Downstream Applications: Orientation, Editing, Simulation
ArtisanGS selection pipelines unlock advanced applications:
- Automatic Orientation: Principal axes of variation in selected Gaussians can be aligned to world axes, improving camera manipulation and physics realism. PCA-based computation ensures scene-level consistency with minimal user input.


Figure 6: User-guided orientation of segmented objects, aligning axes via principal component analysis.

Figure 6: Physics simulation and editing application using ArtisanGS-segmented objects.
Implications and Future Directions
The ArtisanGS toolkit embodies a paradigm shift from monolithic, rigid segmentation pipelines to modular, user-correctable, and application-centric workflows for 3DGS. The ability to propagate minimal 2D input to robust multi-view 3D segmentation, augmented by on-demand manual intervention, is directly extensible to new 3DGS variants and underlying rendering architectures.
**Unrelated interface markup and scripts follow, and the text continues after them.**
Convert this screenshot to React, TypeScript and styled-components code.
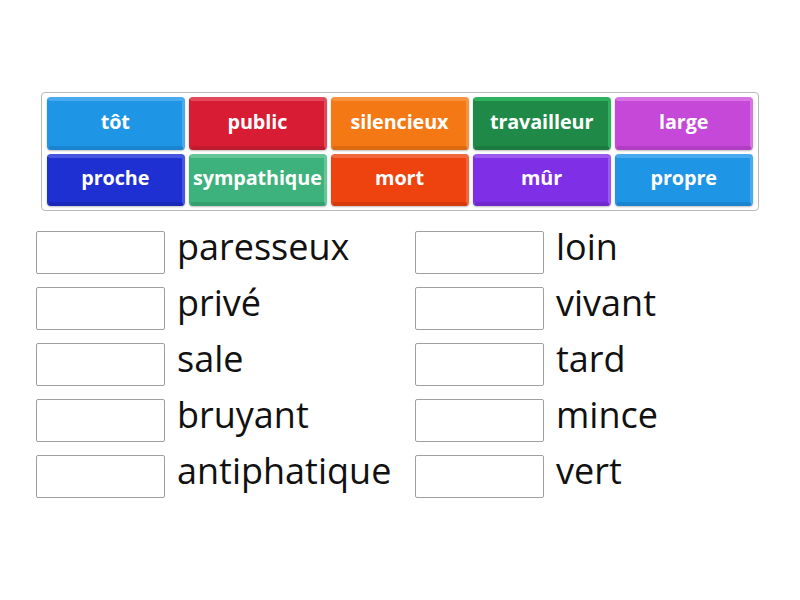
import React from "react";
import styled, { createGlobalStyle } from "styled-components";

const Global = createGlobalStyle`
  html, body { margin: 0; padding: 0; background: #fff; }
  body { font-family: "Open Sans", "Liberation Sans", sans-serif; }
`;

const Page = styled.div`
  width: 800px;
  height: 600px;
  box-sizing: border-box;
  padding: 92px 0 0 36px;
  display: flex;
  flex-direction: column;
`;

const Bank = styled.div`
  margin-left: 5px;
  width: 718px;
  box-sizing: border-box;
  border: 1px solid #b8b8b8;
  border-radius: 4px;
  padding: 4px 5px 4px 5px;
  display: grid;
  grid-template-columns: repeat(5, 1fr);
  gap: 4px 4.5px;
`;

const Tile = styled.div<{ $bg: string; $light: string; $dark: string }>`
  height: 52.5px;
  box-sizing: border-box;
  border-radius: 4px;
  background: ${(p) => p.$bg};
  border-top: 4px solid ${(p) => p.$light};
  border-right: 3px solid ${(p) => p.$light};
  border-left: 2px solid ${(p) => p.$bg};
  border-bottom: 4px solid ${(p) => p.$dark};
  box-shadow: 0 1px 2px rgba(0, 0, 0, 0.25);
  padding-bottom: 4px;
  display: flex;
  align-items: center;
  justify-content: center;
  color: #fff;
  font-weight: 700;
  font-size: 19.8px;
  white-space: nowrap;
  letter-spacing: -0.1px;
`;

const Answers = styled.div`
  margin-top: 20px;
  display: grid;
  grid-template-columns: 379px 379px;
`;

const Column = styled.div`
  display: flex;
  flex-direction: column;
  gap: 13px;
`;

const Row = styled.div`
  display: flex;
  align-items: center;
  gap: 12px;
  height: 43px;
`;

const Slot = styled.div`
  width: 129px;
  height: 43px;
  box-sizing: border-box;
  border: 1px solid #a0a0a0;
  border-radius: 2px;
  background: #fff;
  flex: none;
`;

const Word = styled.span`
  font-size: 36px;
  color: #111;
  line-height: 1;
  margin-top: -11px;
`;

const tiles = [
  { t: "tôt", bg: "#1f95e6", light: "#4aaaf0", dark: "#1a84d0" },
  { t: "public", bg: "#d81c34", light: "#e24a5c", dark: "#c01a2e" },
  { t: "silencieux", bg: "#f47814", light: "#f7923e", dark: "#dc6a10" },
  { t: "travailleur", bg: "#1f8a48", light: "#2fb05c", dark: "#1b7a40" },
  { t: "large", bg: "#c648d8", light: "#d574e2", dark: "#b23ec4" },
  { t: "proche", bg: "#1f30d2", light: "#4656e0", dark: "#1a28b8" },
  { t: "sympathique", bg: "#3db27c", light: "#66c698", dark: "#34a06e" },
  { t: "mort", bg: "#ee430f", light: "#f2683e", dark: "#d63a0c" },
  { t: "mûr", bg: "#7f2fe6", light: "#9a5aee", dark: "#7028d0" },
  { t: "propre", bg: "#1f95e6", light: "#4aaaf0", dark: "#1a84d0" },
];

const left = ["paresseux", "privé", "sale", "bruyant", "antiphatique"];
const right = ["loin", "vivant", "tard", "mince", "vert"];

export default function App() {
  return (
    <>
      <Global />
      <Page>
        <Bank>
          {tiles.map((x) => (
            <Tile key={x.t} $bg={x.bg} $light={x.light} $dark={x.dark}>
              {x.t}
            </Tile>
          ))}
        </Bank>
        <Answers>
          <Column>
            {left.map((w) => (
              <Row key={w}>
                <Slot />
                <Word>{w}</Word>
              </Row>
            ))}
          </Column>
          <Column>
            {right.map((w) => (
              <Row key={w}>
                <Slot />
                <Word>{w}</Word>
              </Row>
            ))}
          </Column>
        </Answers>
      </Page>
    </>
  );
}
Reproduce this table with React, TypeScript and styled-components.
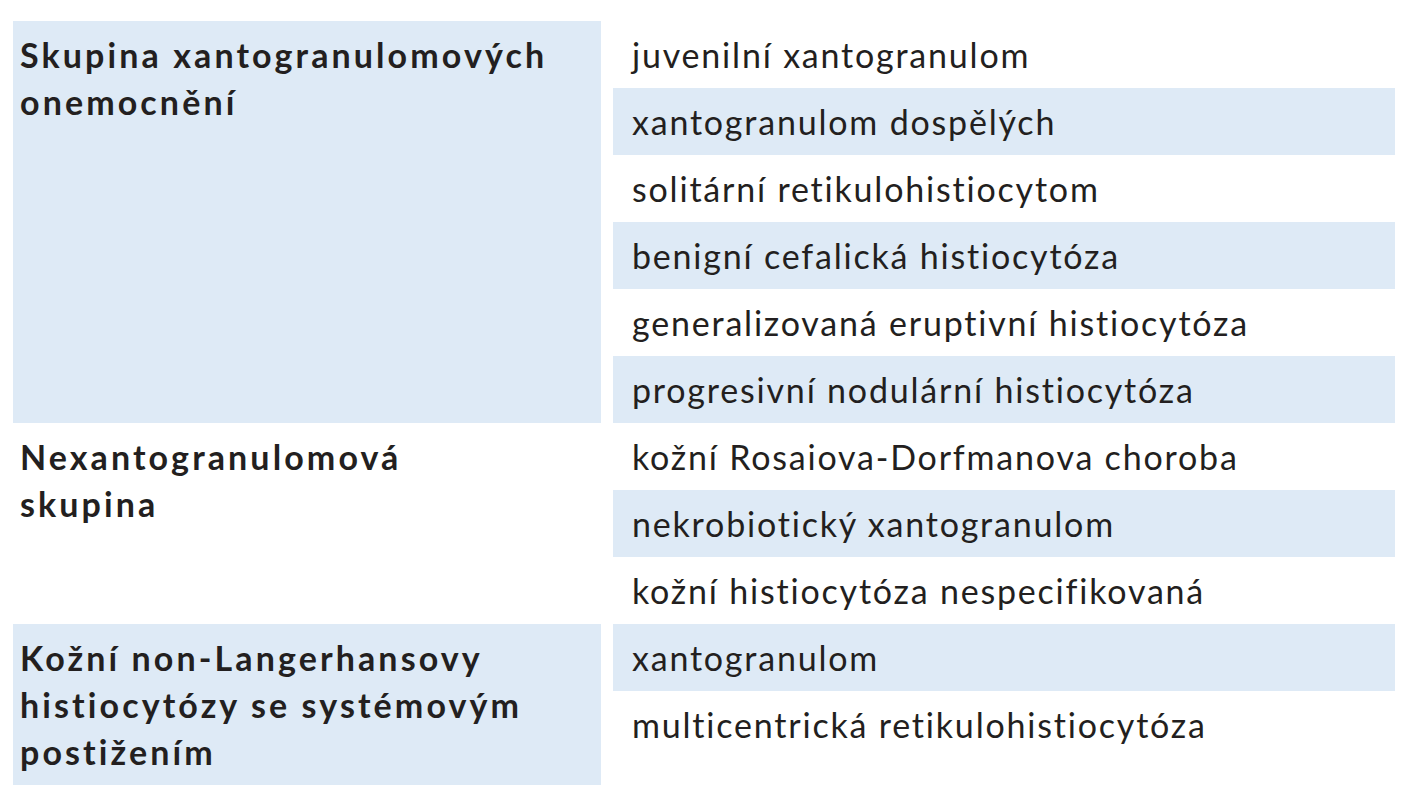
import { Fragment } from 'react';
import styled, { createGlobalStyle } from 'styled-components';

const GlobalStyle = createGlobalStyle`
  body {
    margin: 0;
    background: #ffffff;
    font-family: Lato, "Noto Sans", sans-serif;
    color: #231f20;
  }
`;

const blue = '#deeaf6';

const Table = styled.div`
  display: grid;
  grid-template-columns: 588px 782px;
  column-gap: 12px;
  padding: 21px 0 0 13px;
`;

const Category = styled.div<{ $shaded: boolean }>`
  background: ${(props) => (props.$shaded ? blue : 'transparent')};
  padding: 10px 6px 10px 7px;
  font-size: 34px;
  font-weight: 700;
  line-height: 47px;
  letter-spacing: 3.1px;
`;

const Items = styled.div`
  display: flex;
  flex-direction: column;
`;

const Item = styled.div<{ $shaded: boolean }>`
  display: flex;
  align-items: center;
  height: 67px;
  padding-left: 19px;
  background: ${(props) => (props.$shaded ? blue : 'transparent')};
  font-size: 34px;
  letter-spacing: 1.8px;
  white-space: nowrap;
`;

const groups = [
  {
    title: ['Skupina xantogranulomových', 'onemocnění'],
    shaded: true,
    items: [
      'juvenilní xantogranulom',
      'xantogranulom dospělých',
      'solitární retikulohistiocytom',
      'benigní cefalická histiocytóza',
      'generalizovaná eruptivní histiocytóza',
      'progresivní nodulární histiocytóza',
    ],
  },
  {
    title: ['Nexantogranulomová', 'skupina'],
    shaded: false,
    items: [
      'kožní Rosaiova-Dorfmanova choroba',
      'nekrobiotický xantogranulom',
      'kožní histiocytóza nespecifikovaná',
    ],
  },
  {
    title: ['Kožní non-Langerhansovy', 'histiocytózy se systémovým', 'postižením'],
    shaded: true,
    items: ['xantogranulom', 'multicentrická retikulohistiocytóza'],
  },
];

const App = () => {
  let index = 0;
  return (
    <>
      <GlobalStyle />
      <Table>
        {groups.map((group) => (
          <Fragment key={group.title[0]}>
            <Category $shaded={group.shaded}>
              {group.title.map((line) => (
                <div key={line}>{line}</div>
              ))}
            </Category>
            <Items>
              {group.items.map((item) => {
                // rows alternate across the whole table, not per group
                const shaded = index % 2 === 1;
                index += 1;
                return (
                  <Item key={item} $shaded={shaded}>
                    {item}
                  </Item>
                );
              })}
            </Items>
          </Fragment>
        ))}
      </Table>
    </>
  );
};

export default App;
Practically, it enables interactive scene authoring, physical simulation, robotic manipulation, and fine-grained generative editing from in-the-wild video captures.
Theoretically, ArtisanGS suggests that segmentation and selection in spatially explicit representations benefit substantially from hybrid human-AI interfaces, and that black-box aggregations using differentiable renderers enable flexible plug-and-play deployment regardless of architectural evolution. Future directions include real-time streaming mask propagation, generalized n-object selection, multimodal editing interfaces, and deeper integration of semantic reasoning with geometric selection.
Conclusion
ArtisanGS delivers a computationally efficient, flexible, and user-guided selection and segmentation toolkit for 3D Gaussian Splatting, achieving strong accuracy and practical usability with minimal scene-specific optimization. This enables a new class of interactive applications for editing, simulation, and physical-based manipulation in 3DGS environments, and lays foundational groundwork for future research in hybrid human-AI interfaces and object-centric workflows in explicit geometry representations.